----- EXCERPTED DATA -----

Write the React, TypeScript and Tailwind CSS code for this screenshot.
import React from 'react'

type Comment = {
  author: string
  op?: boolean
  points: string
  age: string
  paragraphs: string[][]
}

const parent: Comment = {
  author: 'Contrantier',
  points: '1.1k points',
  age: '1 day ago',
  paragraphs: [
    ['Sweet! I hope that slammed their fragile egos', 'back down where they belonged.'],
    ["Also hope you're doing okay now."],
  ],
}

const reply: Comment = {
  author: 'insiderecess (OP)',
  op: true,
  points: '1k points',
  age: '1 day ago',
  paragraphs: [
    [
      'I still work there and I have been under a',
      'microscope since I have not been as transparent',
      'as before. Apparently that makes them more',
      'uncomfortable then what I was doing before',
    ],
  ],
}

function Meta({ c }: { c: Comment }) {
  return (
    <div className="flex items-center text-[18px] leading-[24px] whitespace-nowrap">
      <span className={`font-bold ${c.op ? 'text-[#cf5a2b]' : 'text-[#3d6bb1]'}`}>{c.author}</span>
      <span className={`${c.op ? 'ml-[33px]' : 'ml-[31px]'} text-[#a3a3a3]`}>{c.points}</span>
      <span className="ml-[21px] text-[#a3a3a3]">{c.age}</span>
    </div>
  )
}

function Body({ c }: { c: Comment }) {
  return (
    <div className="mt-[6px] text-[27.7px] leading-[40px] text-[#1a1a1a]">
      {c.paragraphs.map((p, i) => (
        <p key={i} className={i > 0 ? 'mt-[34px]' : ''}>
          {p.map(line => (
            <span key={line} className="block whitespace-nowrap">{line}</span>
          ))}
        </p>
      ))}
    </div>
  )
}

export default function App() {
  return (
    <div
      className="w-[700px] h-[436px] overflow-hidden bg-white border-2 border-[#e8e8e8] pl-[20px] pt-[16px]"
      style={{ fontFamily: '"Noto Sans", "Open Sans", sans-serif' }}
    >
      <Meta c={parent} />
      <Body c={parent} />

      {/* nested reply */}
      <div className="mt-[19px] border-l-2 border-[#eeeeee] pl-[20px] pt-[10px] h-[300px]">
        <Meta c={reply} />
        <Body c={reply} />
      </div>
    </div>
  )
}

-----
----- EXCERPTED DATA -----

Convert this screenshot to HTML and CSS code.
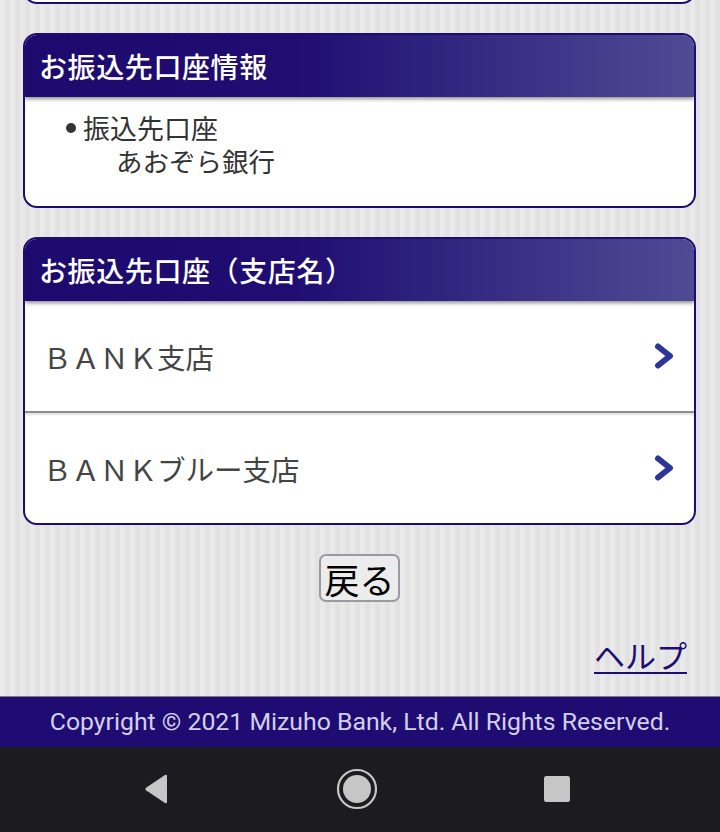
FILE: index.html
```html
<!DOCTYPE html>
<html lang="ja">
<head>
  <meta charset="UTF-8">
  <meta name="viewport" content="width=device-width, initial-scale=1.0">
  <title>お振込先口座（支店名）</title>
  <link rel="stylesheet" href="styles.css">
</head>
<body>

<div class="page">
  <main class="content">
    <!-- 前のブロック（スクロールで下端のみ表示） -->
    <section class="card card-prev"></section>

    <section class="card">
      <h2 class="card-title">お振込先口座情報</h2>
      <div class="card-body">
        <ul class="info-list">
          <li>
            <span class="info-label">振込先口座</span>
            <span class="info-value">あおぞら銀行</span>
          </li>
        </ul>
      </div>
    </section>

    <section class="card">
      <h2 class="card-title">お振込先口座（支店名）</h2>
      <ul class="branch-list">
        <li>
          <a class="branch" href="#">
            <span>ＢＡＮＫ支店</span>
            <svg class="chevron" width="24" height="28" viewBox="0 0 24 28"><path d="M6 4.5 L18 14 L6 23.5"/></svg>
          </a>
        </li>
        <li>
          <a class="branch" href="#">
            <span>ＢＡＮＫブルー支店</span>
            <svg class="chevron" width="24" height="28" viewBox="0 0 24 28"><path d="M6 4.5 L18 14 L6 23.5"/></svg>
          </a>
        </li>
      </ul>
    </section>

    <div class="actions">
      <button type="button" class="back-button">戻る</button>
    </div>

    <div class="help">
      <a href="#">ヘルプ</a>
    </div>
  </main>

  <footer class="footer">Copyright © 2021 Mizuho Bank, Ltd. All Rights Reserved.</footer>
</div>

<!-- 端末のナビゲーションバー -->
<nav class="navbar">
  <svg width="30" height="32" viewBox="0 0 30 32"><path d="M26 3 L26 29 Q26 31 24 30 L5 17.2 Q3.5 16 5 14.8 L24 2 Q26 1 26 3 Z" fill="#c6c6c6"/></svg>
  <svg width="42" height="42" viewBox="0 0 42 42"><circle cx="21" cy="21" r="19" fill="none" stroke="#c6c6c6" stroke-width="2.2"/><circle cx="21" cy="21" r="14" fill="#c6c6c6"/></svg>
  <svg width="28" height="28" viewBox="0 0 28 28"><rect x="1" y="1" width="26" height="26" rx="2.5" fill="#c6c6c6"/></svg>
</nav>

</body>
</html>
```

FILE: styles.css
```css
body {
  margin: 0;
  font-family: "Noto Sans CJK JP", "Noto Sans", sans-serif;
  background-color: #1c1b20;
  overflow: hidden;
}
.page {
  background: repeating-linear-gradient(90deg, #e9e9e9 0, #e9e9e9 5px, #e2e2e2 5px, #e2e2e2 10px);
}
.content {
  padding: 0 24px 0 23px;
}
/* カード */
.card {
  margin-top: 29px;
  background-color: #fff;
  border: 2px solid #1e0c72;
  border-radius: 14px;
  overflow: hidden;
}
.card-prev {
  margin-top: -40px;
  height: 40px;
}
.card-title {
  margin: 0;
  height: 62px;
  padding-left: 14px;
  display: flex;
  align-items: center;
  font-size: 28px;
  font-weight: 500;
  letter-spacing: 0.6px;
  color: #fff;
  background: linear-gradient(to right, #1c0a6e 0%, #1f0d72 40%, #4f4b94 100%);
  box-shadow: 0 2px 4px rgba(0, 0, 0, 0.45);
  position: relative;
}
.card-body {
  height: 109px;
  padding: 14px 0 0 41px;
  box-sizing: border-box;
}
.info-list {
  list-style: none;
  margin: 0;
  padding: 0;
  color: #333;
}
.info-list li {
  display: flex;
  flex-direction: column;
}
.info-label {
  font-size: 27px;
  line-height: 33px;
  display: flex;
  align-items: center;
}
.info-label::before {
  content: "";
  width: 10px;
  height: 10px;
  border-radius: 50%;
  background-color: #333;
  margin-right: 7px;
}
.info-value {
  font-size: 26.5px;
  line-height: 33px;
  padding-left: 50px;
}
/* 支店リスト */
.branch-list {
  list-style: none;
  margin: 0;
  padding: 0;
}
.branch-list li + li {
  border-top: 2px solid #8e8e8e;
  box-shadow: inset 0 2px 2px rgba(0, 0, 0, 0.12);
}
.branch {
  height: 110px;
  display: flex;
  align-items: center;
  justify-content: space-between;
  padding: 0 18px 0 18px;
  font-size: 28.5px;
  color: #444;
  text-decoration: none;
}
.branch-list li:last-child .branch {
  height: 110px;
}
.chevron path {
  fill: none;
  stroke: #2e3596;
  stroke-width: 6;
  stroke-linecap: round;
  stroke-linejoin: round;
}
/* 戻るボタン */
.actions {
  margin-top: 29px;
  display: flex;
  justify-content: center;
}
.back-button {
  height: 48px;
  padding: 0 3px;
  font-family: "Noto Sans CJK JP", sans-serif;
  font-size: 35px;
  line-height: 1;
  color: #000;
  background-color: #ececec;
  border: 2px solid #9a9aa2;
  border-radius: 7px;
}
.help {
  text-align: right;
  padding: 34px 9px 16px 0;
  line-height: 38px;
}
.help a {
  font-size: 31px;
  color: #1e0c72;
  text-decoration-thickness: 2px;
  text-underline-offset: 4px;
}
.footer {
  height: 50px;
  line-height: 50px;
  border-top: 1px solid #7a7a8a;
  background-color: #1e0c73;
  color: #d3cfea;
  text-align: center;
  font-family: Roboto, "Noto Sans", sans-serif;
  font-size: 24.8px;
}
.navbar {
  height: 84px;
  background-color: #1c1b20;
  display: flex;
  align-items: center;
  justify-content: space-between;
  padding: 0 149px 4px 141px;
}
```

-----
----- EXCERPTED DATA -----

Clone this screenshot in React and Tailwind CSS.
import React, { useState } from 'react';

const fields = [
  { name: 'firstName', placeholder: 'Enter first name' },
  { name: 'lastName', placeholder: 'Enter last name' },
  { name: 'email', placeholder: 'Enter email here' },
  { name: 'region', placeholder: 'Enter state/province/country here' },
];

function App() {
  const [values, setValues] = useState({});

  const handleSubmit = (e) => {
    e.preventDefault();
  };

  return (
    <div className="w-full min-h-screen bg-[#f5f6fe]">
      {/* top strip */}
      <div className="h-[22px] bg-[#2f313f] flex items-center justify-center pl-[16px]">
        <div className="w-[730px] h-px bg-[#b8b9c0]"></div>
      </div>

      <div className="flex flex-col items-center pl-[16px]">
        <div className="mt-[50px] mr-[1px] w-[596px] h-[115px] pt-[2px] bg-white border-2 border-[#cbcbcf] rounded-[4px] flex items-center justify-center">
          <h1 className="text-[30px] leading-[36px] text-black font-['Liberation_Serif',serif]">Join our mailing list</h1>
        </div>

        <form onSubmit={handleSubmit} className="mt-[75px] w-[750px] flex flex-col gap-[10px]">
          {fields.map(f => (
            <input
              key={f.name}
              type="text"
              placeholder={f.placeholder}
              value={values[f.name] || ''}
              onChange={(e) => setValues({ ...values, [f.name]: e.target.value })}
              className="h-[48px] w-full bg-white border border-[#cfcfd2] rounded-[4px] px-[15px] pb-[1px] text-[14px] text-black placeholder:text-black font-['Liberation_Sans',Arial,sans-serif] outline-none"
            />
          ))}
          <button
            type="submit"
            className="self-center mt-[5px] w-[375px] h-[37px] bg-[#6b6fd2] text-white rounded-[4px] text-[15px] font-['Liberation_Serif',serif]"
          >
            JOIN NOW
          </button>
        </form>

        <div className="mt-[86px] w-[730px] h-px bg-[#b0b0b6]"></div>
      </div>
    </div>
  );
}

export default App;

-----

WORK TO BE COMPLETED
Search the data above for the string "screenshot" and copy each line that has it.

THE RESULT
Write the React, TypeScript and Tailwind CSS code for this screenshot.
Convert this screenshot to HTML and CSS code.
Clone this screenshot in React and Tailwind CSS.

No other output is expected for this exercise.